“スバル好き”視点から見るスバル レヴォーグ 新型車解説(中編)/マリオ高野(4/4)
- 筆者: マリオ 高野
発売直前まで煮詰められているレヴォーグは、実に稀有な日本車だ!
今年1月下旬にツインリンク茂木で自動車メディアが試乗したプロトタイプでは、多くの人から標準グレードの「GT」は脚の硬さが指摘され、よりスポーツ度を高めたビルシュタインダンパー採用の「GT-S」のほうがしなやかであると評されました。
自分もおおむね同じ感想で、
「初代~2代目インプレッサWRXなどのガチガチ世代のスバル車から乗ってきた人にとっては、GTグレードの硬さでも違和感なし。ただし、新規スバルユーザーにはちょっと硬すぎと思われる懸念あり。GT-Sがベスト」
という感じでしたが、プロトタイプはその後さらに熟成し、3月に鈴鹿サーキットで販売会社の関係者が試乗した改良版では、基準車のGTのしなやかさが大幅に増したとのこと。
販売会社関係者から集まった意見を元に、最終型の市販仕様ではさらに熟成を極めるようですが、発表が4月というのに、3月の段階でさらに足回りのセッティングが熟成されたという事実には、激しく驚愕しました。
従来の新型車開発の常識では、足回りの仕様なんてものは発表の1年ぐらい前には決定しているというイメージですので、それほどギリギリまで煮詰められているクルマはレヴォーグをおいてほかにないでしょう。普通なら、とりあえず決まった仕様で出しておいて、微細な修正点は2年後のマイナーチェンジあたりで反映するものです。
スバルは1年ごとにアプライドを進化させ、時には乗り味を大幅に変えることも珍しくない欧州メーカーのようなメーカーですが、レヴォーグは発売直前の超ギリギリの段階までエボリューションしている希有な日本車といえるでしょう。
個人的には、1月時点でのプロトタイプでも十二分に悶絶できる甘美な味わいとなっていましたが、最終の市販版の乗り味を確かめるのが楽しみです。
スポーツ性重視のユーザーは、迷わず2リッター車を選ぶべし!
AWDシステムについては、レヴォーグの1.6リッターエンジン搭載車には「ACT-4」と呼ばれるアクティブトルクスプリット式、2リッターエンジン搭載車には「VTD-AWD」と呼ばれるATのトップスポーツグレード向けに用意されてきたお馴染みのシステムが組み合わされます。
筆者が昨シーズンの冬、雪上/氷上路面にて、現行レガシィではありますが「ACT-4」と「VTD-AWD」の乗り比べテストを実施したのですが、両者の個性はかなり異なっていました。

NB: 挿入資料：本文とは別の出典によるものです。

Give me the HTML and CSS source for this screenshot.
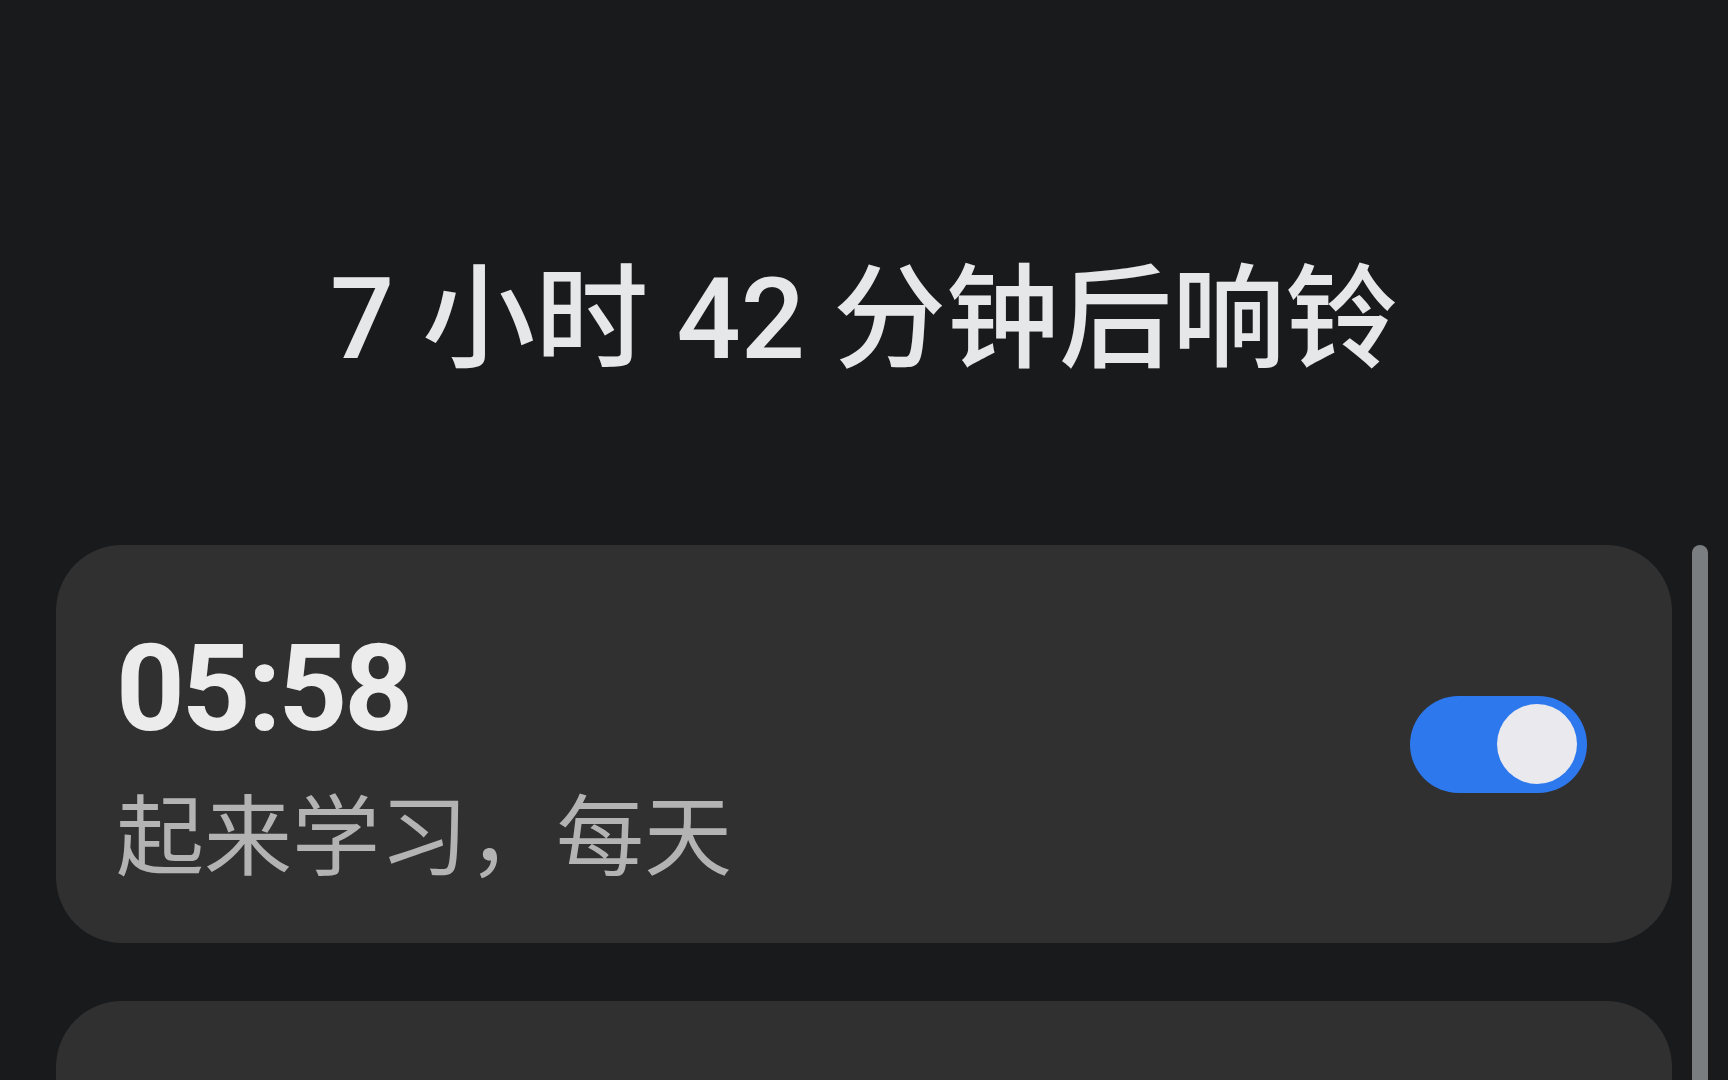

1.6リッターに採用される「ACT-4」は、基本的には前輪への配分が多めなことからFF的な挙動を示すも、後輪のトルクが欲しい場面ではしっかり後ろから蹴ってくれる感触が伝わり、極めて安定しながらも退屈させないところが他のFF的AWDと明確に一線を画すポイントです。超低μ路ではVDC(横滑り防止)の制御がクルマを旋回させる方向にも働くなど、電子制御の緻密さに感動しました。
一方で2リッターに採用される「VTD-AWD」は、前45対後65の駆動配分を基本としFR的な挙動が出るのが特徴ですが、その特徴は超低μ路で如実に現れ「よりスポーツしたい人には断然!“VTD-AWD”」との結論に達しました。
この結果をふまえて考えると、レヴォーグは採用されるAWDシステムの違いでも明確に個性を分けており、やはり、GTとGT-Sのグレードによる違いよりも、排気量の違いでクルマの個性を大きく差別化していることがわかります。
したがって、何よりもスポーツ性を重視したい人は迷わず2リッター車を選ぶのが良いでしょう。
さらに、レヴォーグには、VDCによる衝動の安定制御の考えをさらに一歩進めた「アクティブトルクベクタリング」を全車に採用。これはコーナリング限界付近において、内側前輪にブレーキをかけ、よりニュートラルステアに近づけてコーナリング限界を高めてくれます。
1月時点でのプロトタイプ(ドライ路面のサーキット)では、実は正直言ってその効能をハッキリと実感はできなかったのですが、現行型のレガシィやインプレッサシリーズ(G4/スポーツ/XV系)でも実感できるVDCの制御の巧みさを思うと、低μ路では相当な効果が発揮されるはずです。
さらにレヴォーグは、新世代のプレミアムモデルとして納得の高い静粛性を実現。空力面も入念に煮詰められており、プロトタイプ試乗ではアウトバーン的な速度域でもハイレベルな静粛性が確保されているのです。